Anyways, the event coordinator says to me "Can you do some sort of event with those little cars you all make?" Hmmm, obviously he doesn't really understand our process of Pinewood Derby, but I told him the Pack would do something for them; after all, its a good place to do recruitment at and it can count as a service project as well (not to mention it exposes a lot of people to Pinewood Derby).
So I sat down with my Pack Committee and started brainstorming on how we can involve Pinewood Derby in this annual event. The event is three hours long, so we'd probably do multiple races. The thought was to make the cars in advance and have the kids pick which car they would like to race and then let the top three winners keep their cars as a prize. If we had 15 to 20 cars in each race, we could probably finish three races in the 3 hour time period (giving away 9 cars total). We would also give every racer a free Pinewood Derby patch as well, as this was an easy inexpensive partisipation prize.
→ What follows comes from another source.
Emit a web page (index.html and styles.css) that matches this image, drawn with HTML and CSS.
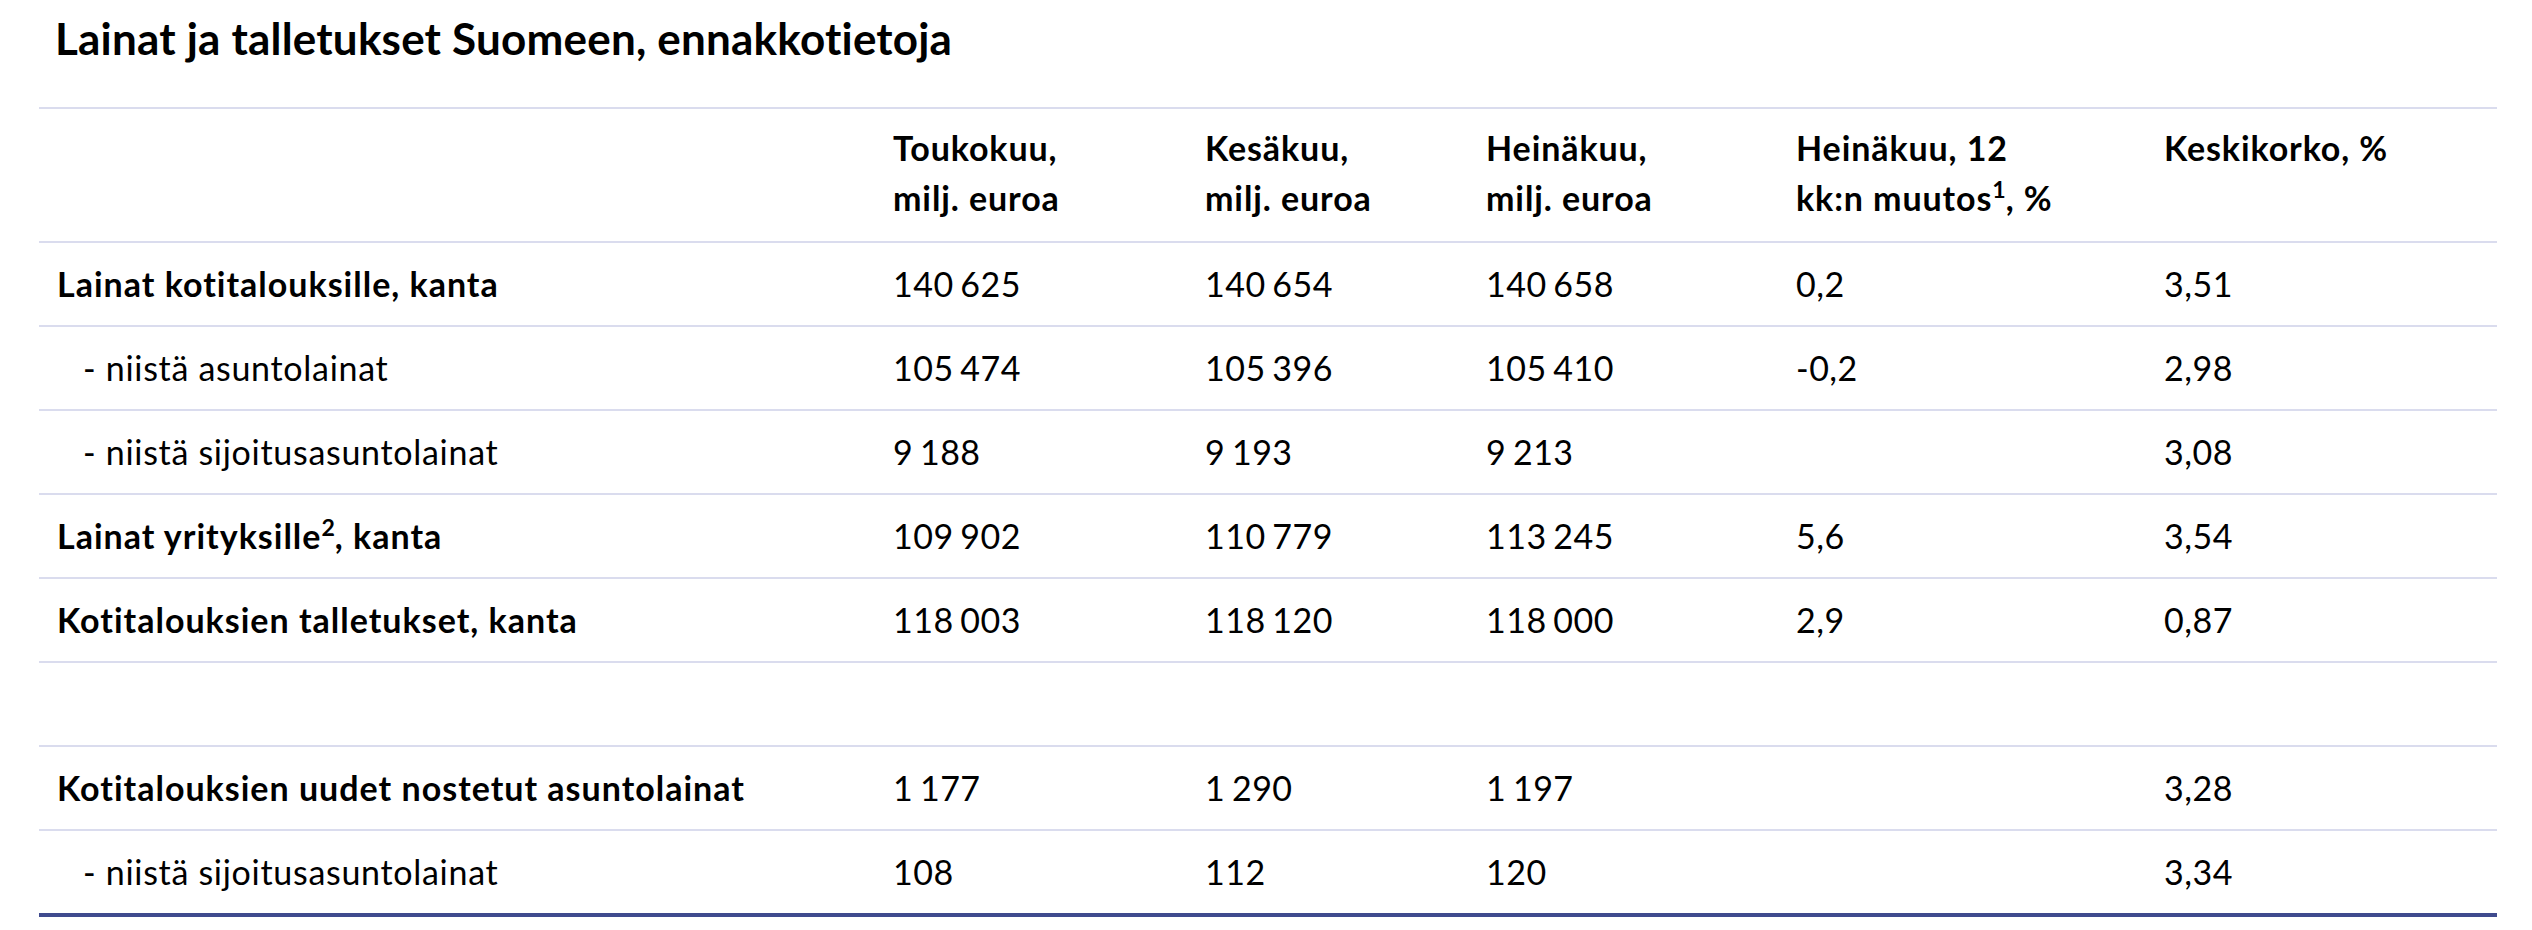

Then I started to become concerned, as I make some very fast cars, and was afraid that these cars would wind up in other Pack races, or at our District Race next year. Someone suggested that we could put sticker labels on the bottoms of the winning cars, stating where the car ran, on what date, and what place it took (sort of a history to go along with the car). This would allow other race officals to decide if the car was legal by their standards. I liked the history idea, but felt stickers can be easily removed. That's when the idea hit us, "How about a Pinewood Demolition Derby?"
We already had a track we use at districts for this, and we didn't have to put as much time into building the cars (but still try to make them look good). Also we didn't have to worry about making the cars ultra fast and could use templates that look like real cars, rather than thin flat boards that most of us usually make. Cars could be front weighted so anyone trying to put them in other Pinewood Derby races, wouldn't stand much of a chance of winning. We could still put a history label on the bottom of the winning cars, so people would understand that this car came from a Demolition Derby.
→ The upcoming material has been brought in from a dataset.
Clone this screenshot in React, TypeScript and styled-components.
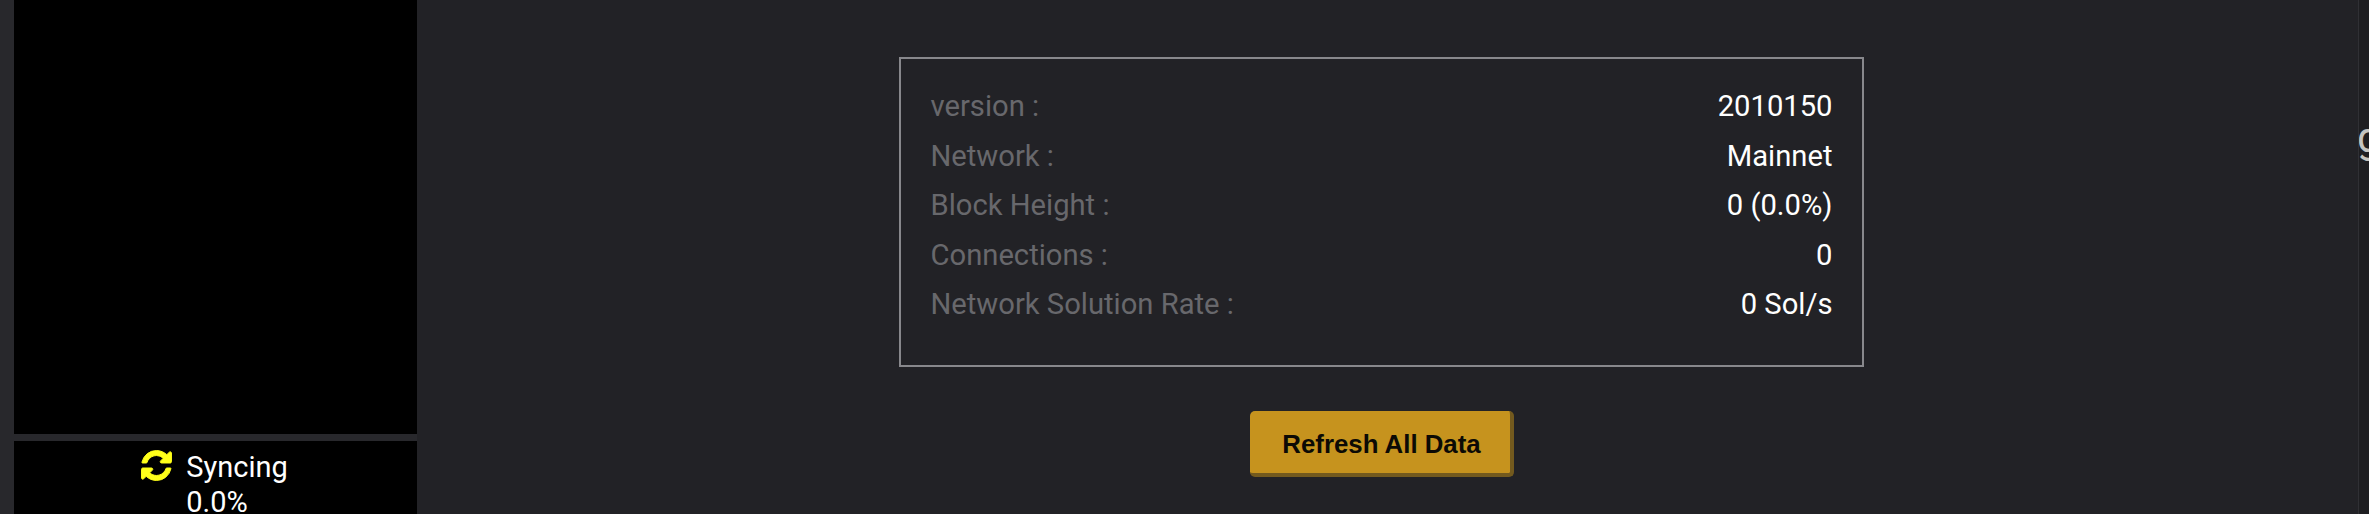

So, six weeks later we finish fifteen cars. They were made from various templates (some which you might recognize). Some stickers were used to make the cars look nice.
It took about 15 minutes to get enough interest for kids to sign up. The first race ran with 15 cars, the second with 12 and the third with 9. We finished 10 minutes before the event ended, so our timing was perfect. Kids lined up to sign-up for the next race as each previous race ended. Unfortunately we were so busy we didn't get any video shot of the actual races (really wanted to post some of that to YouTube, oh well, maybe next year). I did get my son to take some pictures of the track after he set it up.
As for recruiting, we printed out 25 brochures on our pack to give to perspective recruits and only 4 were left at the end of the event! A lot of parents stopped by our table to inquire about the track and how it all worked. They were very fasinated by the concept and the race was definitely an attention getter. My Pack had a great time and we definitely look forward to doing this again next year.